Viking Night: The Man Who Fell to Earth
By Bruce Hall
October 13, 2015
Not many people would argue with me if I said, "David Bowie is an alien." It’s more than the fact that he’s got enough raw talent for six or seven people. He's been a musician, an artist, a writer, actor, thinker, and prodigious drug user - a veritable Renaissance man with very few peers. And, at the height of his powers, he looked like a Twilight action figure that jumped off the assembly line, snatched a guitar off the wall and fled the factory before they had a chance to paint him. Had he not gone into show business, he'd have imploded into an alternate dimension of colorful, crooning madness.
I guess what I’m saying is, David Bowie is probably an alien.
Little wonder, then, that he was tapped for The Man Who Fell to Earth, Nicolas Roeg’s avant-garde revision of the novel bearing the same name. The finished product is something of an enigma, taking only a handful of concepts from the novel and attempting to adapt them into something that’s presumably relatable to the world of 1976. It’s a sprawling, ambitious, confusing and at times, downright pretentious film that covers a lot of ground. But it does so as if running serpentine across a minefield under heavy sniper fire. It’s a desperately sad story, rife with symbolism, social commentary and subtle humor - but if you can make sense of it all by the end, you’re a hell of a lot smarter than I am.

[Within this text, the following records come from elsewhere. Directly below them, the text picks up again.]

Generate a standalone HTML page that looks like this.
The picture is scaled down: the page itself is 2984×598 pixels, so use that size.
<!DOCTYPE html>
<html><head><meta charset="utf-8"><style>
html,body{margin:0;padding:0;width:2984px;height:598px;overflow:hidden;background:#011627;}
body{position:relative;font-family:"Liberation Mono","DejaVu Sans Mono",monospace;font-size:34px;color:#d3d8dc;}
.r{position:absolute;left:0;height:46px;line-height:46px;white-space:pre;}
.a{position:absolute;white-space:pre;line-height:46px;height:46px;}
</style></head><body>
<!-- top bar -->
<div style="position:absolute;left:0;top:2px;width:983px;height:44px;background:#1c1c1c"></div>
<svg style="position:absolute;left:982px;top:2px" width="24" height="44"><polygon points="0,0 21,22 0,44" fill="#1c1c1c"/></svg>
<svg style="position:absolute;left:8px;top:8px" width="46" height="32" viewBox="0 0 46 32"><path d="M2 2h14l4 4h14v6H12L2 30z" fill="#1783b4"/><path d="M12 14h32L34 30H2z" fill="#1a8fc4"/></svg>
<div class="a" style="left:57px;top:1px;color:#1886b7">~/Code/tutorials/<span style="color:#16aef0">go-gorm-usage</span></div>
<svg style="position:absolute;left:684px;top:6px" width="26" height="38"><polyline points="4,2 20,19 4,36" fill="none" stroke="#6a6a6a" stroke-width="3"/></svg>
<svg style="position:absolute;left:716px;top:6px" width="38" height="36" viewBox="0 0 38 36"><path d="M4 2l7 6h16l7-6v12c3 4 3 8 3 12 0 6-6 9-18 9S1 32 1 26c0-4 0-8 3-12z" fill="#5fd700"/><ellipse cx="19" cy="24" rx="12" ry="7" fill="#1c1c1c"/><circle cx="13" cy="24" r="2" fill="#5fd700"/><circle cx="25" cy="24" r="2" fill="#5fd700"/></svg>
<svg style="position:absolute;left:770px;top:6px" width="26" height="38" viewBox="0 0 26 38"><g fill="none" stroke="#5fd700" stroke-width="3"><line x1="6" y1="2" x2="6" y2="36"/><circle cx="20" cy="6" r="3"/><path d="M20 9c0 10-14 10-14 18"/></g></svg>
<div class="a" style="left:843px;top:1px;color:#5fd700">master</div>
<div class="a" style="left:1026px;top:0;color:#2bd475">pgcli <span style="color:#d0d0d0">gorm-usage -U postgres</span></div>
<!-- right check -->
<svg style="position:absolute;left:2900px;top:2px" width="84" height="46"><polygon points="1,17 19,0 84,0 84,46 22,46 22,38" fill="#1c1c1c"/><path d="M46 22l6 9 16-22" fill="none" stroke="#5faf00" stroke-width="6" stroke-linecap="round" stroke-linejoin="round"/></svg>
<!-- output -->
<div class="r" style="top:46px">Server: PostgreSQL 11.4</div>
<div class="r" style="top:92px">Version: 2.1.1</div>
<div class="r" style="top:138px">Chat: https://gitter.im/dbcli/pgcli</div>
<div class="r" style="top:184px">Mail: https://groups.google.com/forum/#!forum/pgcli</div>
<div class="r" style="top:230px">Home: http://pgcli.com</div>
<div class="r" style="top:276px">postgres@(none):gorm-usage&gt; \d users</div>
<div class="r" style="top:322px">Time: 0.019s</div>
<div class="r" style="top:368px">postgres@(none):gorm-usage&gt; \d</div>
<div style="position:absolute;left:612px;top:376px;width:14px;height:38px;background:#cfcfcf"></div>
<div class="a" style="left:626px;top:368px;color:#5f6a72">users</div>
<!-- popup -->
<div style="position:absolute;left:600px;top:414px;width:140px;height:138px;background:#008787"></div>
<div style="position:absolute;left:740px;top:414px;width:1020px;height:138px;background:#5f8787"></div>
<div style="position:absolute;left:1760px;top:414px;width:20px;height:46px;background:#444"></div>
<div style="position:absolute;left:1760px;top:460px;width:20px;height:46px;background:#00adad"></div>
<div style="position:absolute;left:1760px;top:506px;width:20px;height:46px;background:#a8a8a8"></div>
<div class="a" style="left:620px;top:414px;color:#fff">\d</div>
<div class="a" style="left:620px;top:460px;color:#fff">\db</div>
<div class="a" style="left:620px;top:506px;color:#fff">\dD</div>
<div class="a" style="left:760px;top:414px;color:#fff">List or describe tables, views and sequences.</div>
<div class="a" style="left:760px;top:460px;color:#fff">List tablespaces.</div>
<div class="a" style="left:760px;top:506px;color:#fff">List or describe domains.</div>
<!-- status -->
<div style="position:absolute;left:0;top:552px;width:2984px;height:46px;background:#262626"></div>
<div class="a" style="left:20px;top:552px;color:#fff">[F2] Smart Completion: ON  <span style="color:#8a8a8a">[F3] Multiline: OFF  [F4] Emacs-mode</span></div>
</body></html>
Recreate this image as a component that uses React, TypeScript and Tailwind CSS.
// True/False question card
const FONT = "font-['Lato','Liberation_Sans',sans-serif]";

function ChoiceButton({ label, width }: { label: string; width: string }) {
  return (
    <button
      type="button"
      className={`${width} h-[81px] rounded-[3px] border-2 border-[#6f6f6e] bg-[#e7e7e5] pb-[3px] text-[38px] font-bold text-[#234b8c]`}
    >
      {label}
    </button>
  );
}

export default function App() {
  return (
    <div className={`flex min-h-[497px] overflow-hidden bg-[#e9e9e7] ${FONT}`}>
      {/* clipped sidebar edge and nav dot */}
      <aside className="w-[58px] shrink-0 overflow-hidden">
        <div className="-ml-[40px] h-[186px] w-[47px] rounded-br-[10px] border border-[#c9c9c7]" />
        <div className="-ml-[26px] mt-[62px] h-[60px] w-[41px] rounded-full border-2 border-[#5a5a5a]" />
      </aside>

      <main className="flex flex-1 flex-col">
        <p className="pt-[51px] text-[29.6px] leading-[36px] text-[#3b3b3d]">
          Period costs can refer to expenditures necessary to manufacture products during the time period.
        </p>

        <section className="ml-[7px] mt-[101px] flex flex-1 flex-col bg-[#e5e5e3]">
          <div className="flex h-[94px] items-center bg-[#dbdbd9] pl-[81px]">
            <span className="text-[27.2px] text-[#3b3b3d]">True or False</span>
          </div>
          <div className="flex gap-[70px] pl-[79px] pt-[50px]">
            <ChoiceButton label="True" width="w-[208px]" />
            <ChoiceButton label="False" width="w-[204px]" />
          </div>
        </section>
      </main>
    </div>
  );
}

It’s perplexing right from the start, as an alien spacecraft crash lands in the American Southwest, and its lone occupant wanders into a thrift store to sell his only possession, a gold ring. He identifies himself as Thomas Jerome Newton (Bowie), a British citizen with a New Wave haircut 10 years ahead of its time. He eagerly accepts 20 dollars for the ring, but minutes later, sitting by the side of the road somehow produces a roll of hundreds from his pocket. Did he rob the place? Did he spend the day at an Indian casino? Your guess is as good as mine, because this is only the first of many peculiar inconsistencies that never get explained.
What we do know is that Newton has a thing for water, to the point that he’s willing to drink it right out of the kind of nasty looking creek you and I wouldn’t even stop to pee in. What's the deal with that, you say? Hold on. We'll get to that.
Eventually Newton makes his way to Manhattan, which is probably not very hard when you can apparently fart hundred dollar bills. He randomly drops by the apartment of prominent patent lawyer Oliver Farnsworth (Buck Henry) with a portfolio full of world-changing technology and offers Farnsworth a cut if he'd be willing to go into business with a complete stranger. After looking past the initial shock of David Bowie standing in his living room with the blueprints for the Flux Capacitor, Farnsworth is able to see the dollar signs and agrees to the deal. If you're unclear as to the significance of this, imagine it's 1977 and Steve Jobs falls out of the tree in your front yard with an iPad under his arm and says "Do you think this might be important?"